[Front-end source files]
........

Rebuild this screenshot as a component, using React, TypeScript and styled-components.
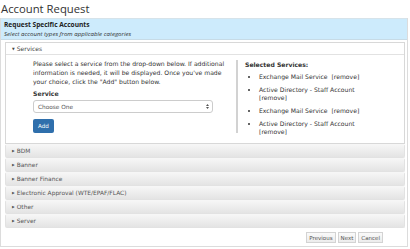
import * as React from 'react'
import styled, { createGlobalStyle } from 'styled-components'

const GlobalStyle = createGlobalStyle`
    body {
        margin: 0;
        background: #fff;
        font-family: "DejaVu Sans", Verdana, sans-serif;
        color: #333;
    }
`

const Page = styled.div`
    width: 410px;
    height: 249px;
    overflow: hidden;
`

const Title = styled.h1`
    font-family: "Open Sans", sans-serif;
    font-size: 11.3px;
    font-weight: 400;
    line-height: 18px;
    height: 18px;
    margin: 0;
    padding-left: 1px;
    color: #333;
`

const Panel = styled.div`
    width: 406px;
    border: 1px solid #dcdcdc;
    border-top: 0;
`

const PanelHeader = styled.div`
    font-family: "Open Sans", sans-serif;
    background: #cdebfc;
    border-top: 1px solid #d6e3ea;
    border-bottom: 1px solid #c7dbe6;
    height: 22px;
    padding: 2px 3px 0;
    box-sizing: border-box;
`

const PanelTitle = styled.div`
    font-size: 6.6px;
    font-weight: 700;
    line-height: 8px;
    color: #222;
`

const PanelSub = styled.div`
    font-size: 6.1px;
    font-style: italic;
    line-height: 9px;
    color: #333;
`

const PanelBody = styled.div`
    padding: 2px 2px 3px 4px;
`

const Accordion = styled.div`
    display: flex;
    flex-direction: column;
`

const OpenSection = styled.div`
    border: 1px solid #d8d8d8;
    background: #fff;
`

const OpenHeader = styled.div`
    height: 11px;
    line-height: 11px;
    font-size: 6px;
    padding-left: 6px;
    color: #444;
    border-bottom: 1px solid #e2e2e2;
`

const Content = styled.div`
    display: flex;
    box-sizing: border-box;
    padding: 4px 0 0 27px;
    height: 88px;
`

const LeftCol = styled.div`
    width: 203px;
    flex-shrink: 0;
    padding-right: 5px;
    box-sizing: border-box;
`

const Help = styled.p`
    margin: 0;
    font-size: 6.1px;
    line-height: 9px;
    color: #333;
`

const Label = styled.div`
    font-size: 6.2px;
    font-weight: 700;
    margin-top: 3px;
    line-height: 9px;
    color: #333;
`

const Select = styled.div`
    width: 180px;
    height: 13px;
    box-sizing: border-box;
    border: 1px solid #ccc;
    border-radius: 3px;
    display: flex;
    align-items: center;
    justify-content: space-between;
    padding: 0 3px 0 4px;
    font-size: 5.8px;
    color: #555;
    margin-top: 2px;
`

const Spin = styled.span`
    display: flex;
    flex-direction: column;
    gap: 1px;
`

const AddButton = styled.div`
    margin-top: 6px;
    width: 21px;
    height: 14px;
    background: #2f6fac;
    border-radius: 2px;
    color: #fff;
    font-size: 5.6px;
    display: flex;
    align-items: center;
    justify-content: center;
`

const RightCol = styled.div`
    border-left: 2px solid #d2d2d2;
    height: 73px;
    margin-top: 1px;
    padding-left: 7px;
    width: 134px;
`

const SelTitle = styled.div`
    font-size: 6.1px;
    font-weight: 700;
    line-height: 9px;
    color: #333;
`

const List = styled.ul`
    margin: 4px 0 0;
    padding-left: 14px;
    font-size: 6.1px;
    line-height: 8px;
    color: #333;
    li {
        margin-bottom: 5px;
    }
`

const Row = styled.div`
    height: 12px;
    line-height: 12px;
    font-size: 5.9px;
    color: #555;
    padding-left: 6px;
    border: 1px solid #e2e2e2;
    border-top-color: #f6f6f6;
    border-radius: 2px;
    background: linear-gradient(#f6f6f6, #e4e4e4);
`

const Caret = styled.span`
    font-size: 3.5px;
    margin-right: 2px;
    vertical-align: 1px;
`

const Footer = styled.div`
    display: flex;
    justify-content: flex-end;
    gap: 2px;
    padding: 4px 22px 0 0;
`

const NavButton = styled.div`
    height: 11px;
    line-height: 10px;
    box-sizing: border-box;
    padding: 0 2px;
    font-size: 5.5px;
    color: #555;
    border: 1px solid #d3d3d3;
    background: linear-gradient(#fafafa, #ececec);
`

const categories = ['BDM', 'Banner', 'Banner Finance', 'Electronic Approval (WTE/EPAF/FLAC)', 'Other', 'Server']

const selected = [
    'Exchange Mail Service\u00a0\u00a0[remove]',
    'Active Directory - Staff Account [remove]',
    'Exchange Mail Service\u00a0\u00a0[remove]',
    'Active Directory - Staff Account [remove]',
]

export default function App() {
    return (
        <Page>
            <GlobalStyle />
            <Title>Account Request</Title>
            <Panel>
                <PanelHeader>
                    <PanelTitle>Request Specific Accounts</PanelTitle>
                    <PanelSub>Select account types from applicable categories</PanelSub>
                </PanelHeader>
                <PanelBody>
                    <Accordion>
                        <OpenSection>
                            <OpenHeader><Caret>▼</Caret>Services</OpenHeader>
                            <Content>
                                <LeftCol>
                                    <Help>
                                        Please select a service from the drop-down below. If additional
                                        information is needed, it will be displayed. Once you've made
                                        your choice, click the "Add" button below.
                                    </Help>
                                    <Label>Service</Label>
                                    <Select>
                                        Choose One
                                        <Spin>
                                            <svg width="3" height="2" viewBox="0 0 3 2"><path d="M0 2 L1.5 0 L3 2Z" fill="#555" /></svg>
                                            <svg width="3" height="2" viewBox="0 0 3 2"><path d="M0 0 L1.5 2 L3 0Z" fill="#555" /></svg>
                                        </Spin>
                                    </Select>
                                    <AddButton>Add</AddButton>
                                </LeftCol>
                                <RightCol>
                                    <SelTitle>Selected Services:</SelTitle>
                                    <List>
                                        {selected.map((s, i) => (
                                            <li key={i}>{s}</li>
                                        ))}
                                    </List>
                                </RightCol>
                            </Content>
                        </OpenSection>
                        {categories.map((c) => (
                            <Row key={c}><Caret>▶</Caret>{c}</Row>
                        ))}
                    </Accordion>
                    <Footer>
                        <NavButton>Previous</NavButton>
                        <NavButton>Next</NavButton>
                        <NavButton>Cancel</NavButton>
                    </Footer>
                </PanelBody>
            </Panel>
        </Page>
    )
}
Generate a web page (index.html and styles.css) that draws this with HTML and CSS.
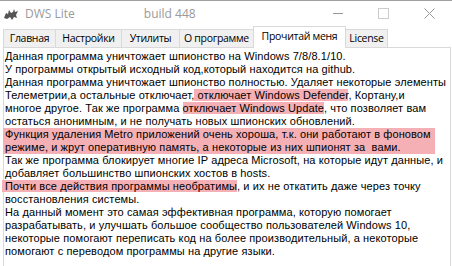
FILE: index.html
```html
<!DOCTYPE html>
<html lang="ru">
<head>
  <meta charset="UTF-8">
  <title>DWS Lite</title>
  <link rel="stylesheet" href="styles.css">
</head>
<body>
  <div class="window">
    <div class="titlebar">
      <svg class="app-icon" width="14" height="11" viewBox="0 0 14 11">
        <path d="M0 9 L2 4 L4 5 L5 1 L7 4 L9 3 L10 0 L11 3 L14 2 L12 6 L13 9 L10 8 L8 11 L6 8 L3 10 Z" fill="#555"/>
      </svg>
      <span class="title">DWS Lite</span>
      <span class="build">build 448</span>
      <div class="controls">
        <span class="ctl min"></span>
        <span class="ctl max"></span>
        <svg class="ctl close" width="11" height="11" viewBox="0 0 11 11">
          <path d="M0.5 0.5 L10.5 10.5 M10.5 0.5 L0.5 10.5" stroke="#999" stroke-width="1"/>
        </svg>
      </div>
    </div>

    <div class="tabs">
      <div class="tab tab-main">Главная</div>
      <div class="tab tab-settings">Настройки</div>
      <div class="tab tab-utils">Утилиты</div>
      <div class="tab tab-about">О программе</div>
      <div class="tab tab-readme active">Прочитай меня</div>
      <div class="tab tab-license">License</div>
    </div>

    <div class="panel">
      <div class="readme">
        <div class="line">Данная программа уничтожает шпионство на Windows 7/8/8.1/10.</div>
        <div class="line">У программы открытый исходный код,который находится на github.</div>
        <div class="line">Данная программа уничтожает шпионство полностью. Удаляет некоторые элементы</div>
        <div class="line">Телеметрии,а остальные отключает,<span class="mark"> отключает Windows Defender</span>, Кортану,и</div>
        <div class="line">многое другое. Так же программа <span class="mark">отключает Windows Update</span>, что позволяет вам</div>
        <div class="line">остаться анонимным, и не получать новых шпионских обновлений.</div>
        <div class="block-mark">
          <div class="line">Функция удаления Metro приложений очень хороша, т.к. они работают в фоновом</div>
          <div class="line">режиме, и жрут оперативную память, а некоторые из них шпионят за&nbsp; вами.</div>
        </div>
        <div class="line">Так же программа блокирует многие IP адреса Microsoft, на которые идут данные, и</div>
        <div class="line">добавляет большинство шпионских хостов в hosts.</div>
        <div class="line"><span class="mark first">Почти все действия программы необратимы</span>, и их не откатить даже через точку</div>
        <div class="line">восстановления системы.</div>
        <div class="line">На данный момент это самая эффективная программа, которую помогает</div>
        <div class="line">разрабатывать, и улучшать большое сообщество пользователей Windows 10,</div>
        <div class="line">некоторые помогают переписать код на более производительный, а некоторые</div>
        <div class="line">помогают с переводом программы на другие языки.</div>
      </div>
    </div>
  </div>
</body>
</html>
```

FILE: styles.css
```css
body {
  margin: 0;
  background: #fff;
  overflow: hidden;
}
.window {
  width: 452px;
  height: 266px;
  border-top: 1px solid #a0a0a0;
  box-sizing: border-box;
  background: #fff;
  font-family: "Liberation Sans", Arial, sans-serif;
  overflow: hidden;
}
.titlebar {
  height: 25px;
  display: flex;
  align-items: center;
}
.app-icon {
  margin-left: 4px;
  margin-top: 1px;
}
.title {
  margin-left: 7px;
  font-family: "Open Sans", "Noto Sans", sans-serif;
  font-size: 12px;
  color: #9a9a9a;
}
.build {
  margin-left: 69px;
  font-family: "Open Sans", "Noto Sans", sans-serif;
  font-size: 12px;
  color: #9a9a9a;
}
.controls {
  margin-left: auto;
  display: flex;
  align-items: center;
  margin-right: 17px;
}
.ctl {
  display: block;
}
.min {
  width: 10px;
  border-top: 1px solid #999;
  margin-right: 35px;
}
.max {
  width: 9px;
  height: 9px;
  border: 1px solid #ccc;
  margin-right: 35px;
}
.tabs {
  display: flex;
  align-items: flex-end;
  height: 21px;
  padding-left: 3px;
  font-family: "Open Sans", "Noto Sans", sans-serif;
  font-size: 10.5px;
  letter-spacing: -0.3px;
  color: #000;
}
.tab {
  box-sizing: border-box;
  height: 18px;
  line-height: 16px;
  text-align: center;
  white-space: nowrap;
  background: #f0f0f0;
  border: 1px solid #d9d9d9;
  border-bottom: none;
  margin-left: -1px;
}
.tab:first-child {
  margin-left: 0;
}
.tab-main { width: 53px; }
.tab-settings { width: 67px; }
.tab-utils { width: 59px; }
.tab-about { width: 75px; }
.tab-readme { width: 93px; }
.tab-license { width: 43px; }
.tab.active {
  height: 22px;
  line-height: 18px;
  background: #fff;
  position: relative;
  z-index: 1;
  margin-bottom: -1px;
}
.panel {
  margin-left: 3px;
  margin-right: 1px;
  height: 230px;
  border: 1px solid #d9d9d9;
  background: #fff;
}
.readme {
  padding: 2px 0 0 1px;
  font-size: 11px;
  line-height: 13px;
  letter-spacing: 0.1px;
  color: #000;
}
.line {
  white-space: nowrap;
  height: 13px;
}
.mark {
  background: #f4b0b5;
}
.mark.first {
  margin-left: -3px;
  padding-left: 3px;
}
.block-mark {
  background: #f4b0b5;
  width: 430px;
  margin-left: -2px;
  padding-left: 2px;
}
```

........

In the listing, find every line containing the word "this" and list it.

Rebuild this screenshot as a component, using React, TypeScript and styled-components.
Generate a web page (index.html and styles.css) that draws this with HTML and CSS.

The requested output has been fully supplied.